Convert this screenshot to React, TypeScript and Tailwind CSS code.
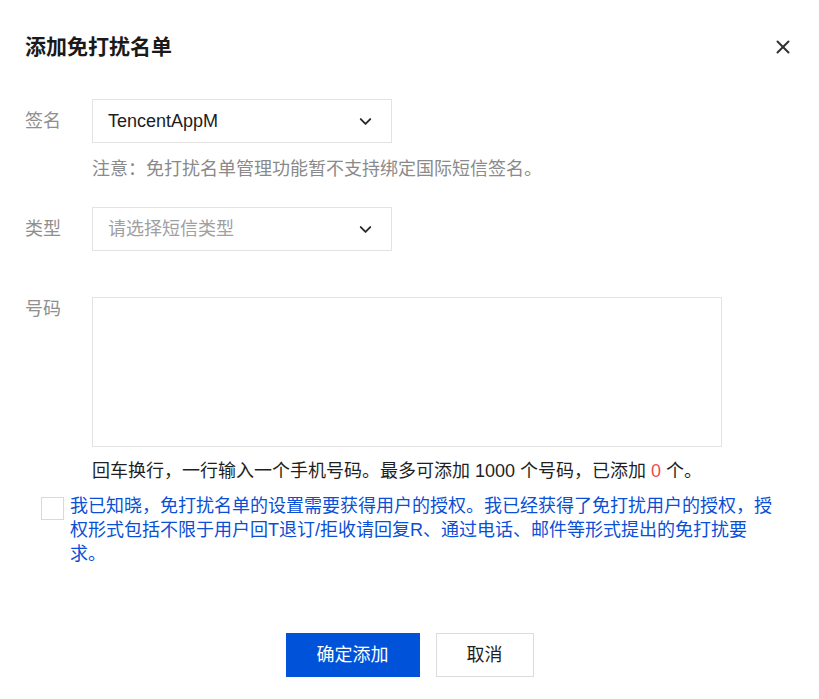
import { X, ChevronDown } from 'lucide-react'

const FONT = '"Liberation Sans", "Noto Sans CJK SC", sans-serif'

function Select({ value, placeholder }: { value?: string; placeholder?: string }) {
  return (
    <div className="w-[300px] h-[44px] border border-[#e3e3e3] flex items-center justify-between pl-[15px] pr-[16px] bg-white">
      {value ? (
        <span className="text-[#1d1d1d]">{value}</span>
      ) : (
        <span className="text-[#a0a0a0]">{placeholder}</span>
      )}
      <ChevronDown className="w-[19px] h-[19px] text-[#2a2a2a]" strokeWidth={2.4} />
    </div>
  )
}

export default function App() {
  return (
    <div
      className="w-[819px] h-[699px] bg-white px-[25px] flex flex-col text-[18px] leading-[24px]"
      style={{ fontFamily: FONT }}
    >
      {/* Header */}
      <div className="pt-[34px] flex items-center justify-between">
        <h1 className="text-[21px] leading-[26px] font-bold text-[#1a1a1a]">添加免打扰名单</h1>
        <X className="w-[22px] h-[22px] text-[#333]" strokeWidth={2.2} />
      </div>

      {/* 签名 */}
      <div className="mt-[39px] flex items-center">
        <span className="w-[67px] text-[#8f8f8f]">签名</span>
        <Select value="TencentAppM" />
      </div>
      <p className="ml-[67px] mt-[14px] text-[#8a8a8a]">注意：免打扰名单管理功能暂不支持绑定国际短信签名。</p>

      {/* 类型 */}
      <div className="mt-[26px] flex items-center">
        <span className="w-[67px] text-[#8f8f8f]">类型</span>
        <Select placeholder="请选择短信类型" />
      </div>

      {/* 号码 */}
      <div className="mt-[46px] flex items-start">
        <span className="w-[67px] text-[#8f8f8f]">号码</span>
        <div className="w-[630px] h-[150px] border border-[#e3e3e3]" />
      </div>
      <p className="ml-[67px] mt-[12px] text-[#1f1f1f]">
        回车换行，一行输入一个手机号码。最多可添加 1000 个号码，已添加 <span className="text-[#f04a52]">0</span> 个。
      </p>

      {/* 授权确认 */}
      <div className="mt-[11px] ml-[16px] flex items-start gap-[6px]">
        <div className="mt-[3px] w-[23px] h-[23px] border border-[#d9d9d9] bg-white shrink-0" />
        <p className="w-[712px] text-[#0a4fd6]">
          我已知晓，免打扰名单的设置需要获得用户的授权。我已经获得了免打扰用户的授权，授权形式包括不限于用户回T退订/拒收请回复R、通过电话、邮件等形式提出的免打扰要求。
        </p>
      </div>

      {/* Footer buttons */}
      <div className="mt-[67px] flex justify-center gap-[16px]">
        <button className="w-[134px] h-[44px] bg-[#0052d9] text-white">确定添加</button>
        <button className="w-[98px] h-[44px] border border-[#dcdcdc] bg-white text-[#1f1f1f]">取消</button>
      </div>
    </div>
  )
}
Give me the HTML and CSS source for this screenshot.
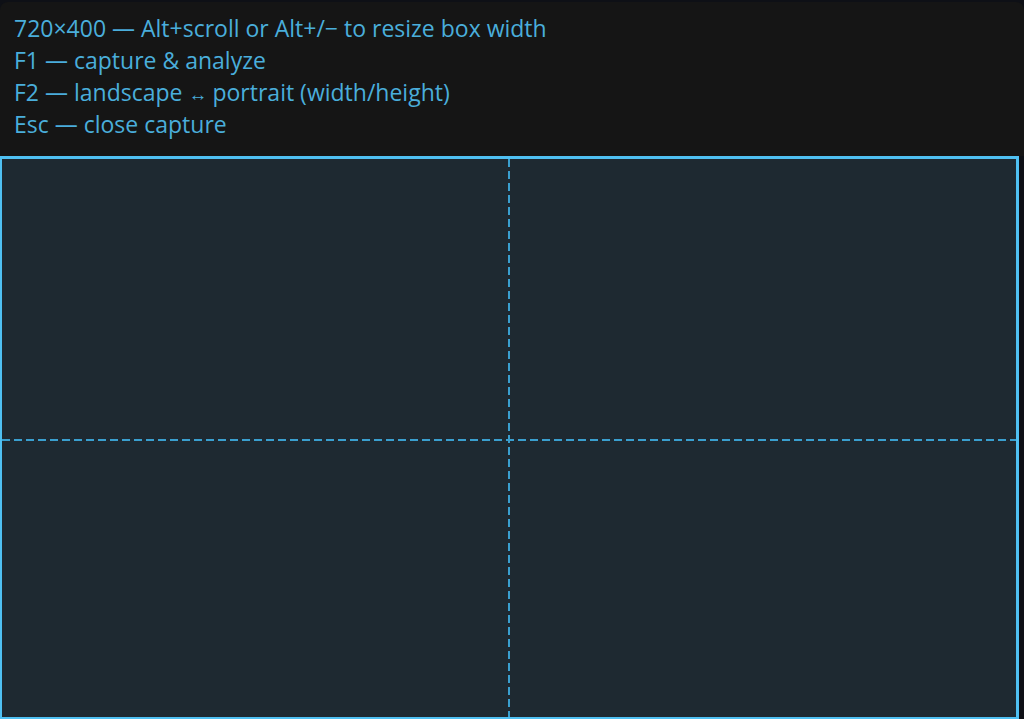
FILE: index.html
```html
<!DOCTYPE html>
<html>
<head>
<meta charset="utf-8">
<link rel="stylesheet" href="styles.css">
</head>
<body>
<div class="page">
  <div class="hud">
    <div class="line">720×400 — Alt+scroll or Alt+/− to resize box width</div>
    <div class="line">F1 — capture &amp; analyze</div>
    <div class="line">F2 — landscape <span class="arrow">↔</span> portrait (width/height)</div>
    <div class="line">Esc — close capture</div>
  </div>
  <div class="box">
    <div class="vline"></div>
    <div class="hline"></div>
  </div>
</div>
</body>
</html>
```
FILE: styles.css
```css
html, body {
  margin: 0;
  padding: 0;
  background: #0e1016;
  width: 1024px;
  height: 719px;
  overflow: hidden;
}
.page {
  padding-top: 2px;
  height: 717px;
  display: flex;
  flex-direction: column;
}
.hud {
  background: #151515;
  border-radius: 8px 8px 0 0;
  padding: 10px 14px 12px 14px;
  box-sizing: border-box;
  height: 154px;
  font-family: "Open Sans", "Noto Sans", sans-serif;
  font-size: 23px;
  line-height: 32px;
  color: #4aaedb;
  letter-spacing: 0;
}
.line {
  white-space: nowrap;
  height: 32px;
}
.arrow {
  font-size: 19px;
  line-height: 0;
  letter-spacing: -1px;
}
.box {
  position: relative;
  width: 1019px;
  flex: 1;
  box-sizing: border-box;
  border: 3px solid #4fc0f2;
  border-left-width: 2px;
  border-bottom-width: 2px;
  background: #1e2931;
}
.vline {
  position: absolute;
  left: 506px;
  top: 0;
  bottom: 0;
  width: 2px;
  background: repeating-linear-gradient(to bottom, #3a9fcf 0 8px, transparent 8px 12px);
}
.hline {
  position: absolute;
  top: 280px;
  left: 0;
  right: 0;
  height: 2px;
  background: repeating-linear-gradient(to right, #3a9fcf 0 8px, transparent 8px 12px);
}
```
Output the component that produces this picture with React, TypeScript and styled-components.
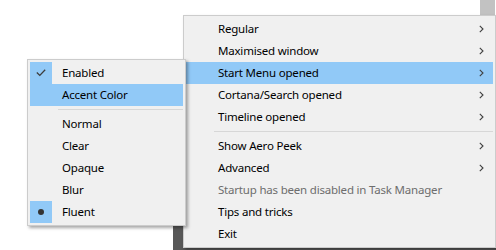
════════════════
Find the word "screenshot" in the entries, and copy every line it shows up in.

→ Exercise response:
Convert this screenshot to React, TypeScript and Tailwind CSS code.
Give me the HTML and CSS source for this screenshot.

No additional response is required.